Tanker owners have invested some USD 115 billion dollars in 271m dwt of modern tankers over the last 10 years. Over the same period 122m dwt of single hull tankers have been sold for decommissioning. However less than 5m dwt have been sold for decommissioning this year, but that is because so many old tankers have already been removed from the market in 2001-2003, and because rates remain firm. The average age of the fleet is on the way down from the peak of 15.3 years in 1999 to 11.7 today (that is including some U.S. Jones Act ships built 1940s to 1960s). The youngest segment is the VLCCs with an average age of 8.1 years. 

Average built tankers above 10,000 dwt

Segment

Average built

Average age

10-25,000 dwt

1990

14.6

25-40,000 dwt

1990

15.1

40-60,000 dwt

1995

10.3

Panamax

1994

10.7

Aframax

1995

10.0

Suezmax

1997

8.2

VLCC

1988

8.1

Total

1993

11.7

Oil companies have been looking again at the benefit of longer-term relationships with the independent tanker owners, and despite the high freight market there has been quite a brisk period market with longer periods being discussed.  

The number of period contracts of more than six months has increased from 108 in 2003, to 143 in 2004 and 152 in 2006. The average period has increased from 2 years in 2003, to 2.4 years in 2004 and 2.9 years in 2005. In comparison, the average period in 2000 was only 1.4 years.  

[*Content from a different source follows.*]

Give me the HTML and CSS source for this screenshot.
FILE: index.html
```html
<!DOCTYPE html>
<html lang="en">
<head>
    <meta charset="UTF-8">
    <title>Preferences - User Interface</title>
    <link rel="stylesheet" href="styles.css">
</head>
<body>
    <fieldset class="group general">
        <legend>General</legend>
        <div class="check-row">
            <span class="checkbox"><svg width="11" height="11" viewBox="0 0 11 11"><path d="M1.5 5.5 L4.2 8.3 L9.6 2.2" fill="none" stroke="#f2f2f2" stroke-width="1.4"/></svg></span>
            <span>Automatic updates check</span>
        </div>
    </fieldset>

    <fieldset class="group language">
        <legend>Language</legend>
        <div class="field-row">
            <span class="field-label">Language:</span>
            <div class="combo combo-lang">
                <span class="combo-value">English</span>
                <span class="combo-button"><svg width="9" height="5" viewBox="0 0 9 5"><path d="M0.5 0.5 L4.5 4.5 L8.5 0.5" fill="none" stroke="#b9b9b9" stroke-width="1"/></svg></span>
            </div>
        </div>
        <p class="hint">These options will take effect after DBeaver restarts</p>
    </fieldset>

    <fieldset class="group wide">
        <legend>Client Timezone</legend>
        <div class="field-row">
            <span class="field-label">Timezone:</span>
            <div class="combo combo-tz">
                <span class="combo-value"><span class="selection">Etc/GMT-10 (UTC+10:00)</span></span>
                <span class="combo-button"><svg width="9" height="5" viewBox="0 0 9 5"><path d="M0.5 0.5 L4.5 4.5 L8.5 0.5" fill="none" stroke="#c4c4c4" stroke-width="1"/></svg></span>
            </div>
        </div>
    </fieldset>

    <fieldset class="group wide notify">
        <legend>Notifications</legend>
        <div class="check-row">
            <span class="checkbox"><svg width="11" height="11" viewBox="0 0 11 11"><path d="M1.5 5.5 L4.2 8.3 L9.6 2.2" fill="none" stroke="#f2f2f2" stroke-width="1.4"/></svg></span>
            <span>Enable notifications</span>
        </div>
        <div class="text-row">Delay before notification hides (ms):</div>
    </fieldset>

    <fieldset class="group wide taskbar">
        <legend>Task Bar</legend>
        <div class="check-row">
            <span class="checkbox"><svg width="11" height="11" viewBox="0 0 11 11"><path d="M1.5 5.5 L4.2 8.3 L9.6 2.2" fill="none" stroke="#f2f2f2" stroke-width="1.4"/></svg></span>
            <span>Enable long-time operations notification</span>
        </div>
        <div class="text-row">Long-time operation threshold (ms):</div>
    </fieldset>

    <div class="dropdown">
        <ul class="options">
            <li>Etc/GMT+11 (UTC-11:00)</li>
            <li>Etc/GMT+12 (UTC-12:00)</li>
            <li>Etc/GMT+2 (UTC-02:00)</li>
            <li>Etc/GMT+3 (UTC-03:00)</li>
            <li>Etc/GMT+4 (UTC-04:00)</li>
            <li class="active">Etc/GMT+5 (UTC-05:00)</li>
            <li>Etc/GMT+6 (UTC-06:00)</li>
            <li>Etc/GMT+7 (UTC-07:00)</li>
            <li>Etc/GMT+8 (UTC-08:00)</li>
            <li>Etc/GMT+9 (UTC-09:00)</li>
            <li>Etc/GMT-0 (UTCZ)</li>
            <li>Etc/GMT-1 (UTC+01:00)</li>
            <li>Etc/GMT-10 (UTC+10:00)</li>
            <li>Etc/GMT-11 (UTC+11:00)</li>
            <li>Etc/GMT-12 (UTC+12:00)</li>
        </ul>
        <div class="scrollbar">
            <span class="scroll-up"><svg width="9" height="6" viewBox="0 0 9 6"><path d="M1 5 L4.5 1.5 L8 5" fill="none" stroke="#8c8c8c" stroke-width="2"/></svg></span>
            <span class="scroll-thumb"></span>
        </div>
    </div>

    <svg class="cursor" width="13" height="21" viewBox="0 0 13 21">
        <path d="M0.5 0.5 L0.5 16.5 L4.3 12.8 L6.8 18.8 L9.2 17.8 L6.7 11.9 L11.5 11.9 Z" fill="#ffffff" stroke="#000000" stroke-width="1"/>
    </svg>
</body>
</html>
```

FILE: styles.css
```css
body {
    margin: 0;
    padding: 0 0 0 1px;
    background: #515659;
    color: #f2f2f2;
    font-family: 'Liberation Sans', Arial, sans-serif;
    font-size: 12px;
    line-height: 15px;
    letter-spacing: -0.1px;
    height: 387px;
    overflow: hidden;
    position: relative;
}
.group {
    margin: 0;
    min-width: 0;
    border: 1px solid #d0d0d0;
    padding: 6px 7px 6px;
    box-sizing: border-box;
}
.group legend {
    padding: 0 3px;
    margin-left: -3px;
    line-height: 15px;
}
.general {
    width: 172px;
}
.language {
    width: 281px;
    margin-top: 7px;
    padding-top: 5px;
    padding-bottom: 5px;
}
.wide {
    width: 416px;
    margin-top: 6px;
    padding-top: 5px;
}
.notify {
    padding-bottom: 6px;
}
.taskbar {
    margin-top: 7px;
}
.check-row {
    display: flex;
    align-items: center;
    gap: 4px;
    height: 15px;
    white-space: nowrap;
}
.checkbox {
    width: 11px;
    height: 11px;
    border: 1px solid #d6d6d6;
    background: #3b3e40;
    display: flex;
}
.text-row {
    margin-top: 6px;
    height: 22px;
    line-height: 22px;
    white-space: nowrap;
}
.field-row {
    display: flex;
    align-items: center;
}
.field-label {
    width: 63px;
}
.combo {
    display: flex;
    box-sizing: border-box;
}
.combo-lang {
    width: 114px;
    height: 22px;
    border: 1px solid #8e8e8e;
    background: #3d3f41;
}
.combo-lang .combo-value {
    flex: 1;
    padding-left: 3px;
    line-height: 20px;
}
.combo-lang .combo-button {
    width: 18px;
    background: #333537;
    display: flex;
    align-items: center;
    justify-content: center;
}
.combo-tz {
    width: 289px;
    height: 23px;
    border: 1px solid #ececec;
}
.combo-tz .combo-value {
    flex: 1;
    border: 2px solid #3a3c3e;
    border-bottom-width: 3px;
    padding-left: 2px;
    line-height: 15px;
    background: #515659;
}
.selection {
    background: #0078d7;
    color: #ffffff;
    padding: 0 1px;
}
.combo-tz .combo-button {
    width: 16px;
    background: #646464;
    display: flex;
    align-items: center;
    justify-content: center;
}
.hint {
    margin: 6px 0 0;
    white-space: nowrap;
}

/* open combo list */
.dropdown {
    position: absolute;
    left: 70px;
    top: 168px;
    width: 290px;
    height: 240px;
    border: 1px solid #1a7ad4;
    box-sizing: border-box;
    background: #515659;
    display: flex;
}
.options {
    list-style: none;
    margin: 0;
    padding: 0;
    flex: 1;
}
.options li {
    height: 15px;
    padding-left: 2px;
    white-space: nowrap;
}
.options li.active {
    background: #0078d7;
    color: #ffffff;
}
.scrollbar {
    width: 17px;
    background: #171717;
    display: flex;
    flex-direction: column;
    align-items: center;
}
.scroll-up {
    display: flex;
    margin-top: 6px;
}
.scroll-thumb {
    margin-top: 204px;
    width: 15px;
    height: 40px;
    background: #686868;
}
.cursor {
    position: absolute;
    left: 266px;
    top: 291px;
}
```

The most active period charterer we have recorded in 2005 was the oil trader Glencore with 14 period contracts, Shell was 2nd with 11 and BP 3rd with 8 recorded period contracts of 6 months and more. ExxonMobil is running counter to the trend and we have only recorded one period contract with this oil company. The average rate of all period contracts recorded was USD 30,732, up from USD 26,203 in 2004.  The average age of tankers taken on period contracts was 5.1 years, down from 8.7 years in 2004.  Not only period contracts have increased. It also appears that that product tanker contracts of affreightment deals have increased.  

We trust that 2006 will be a prosperous New Year.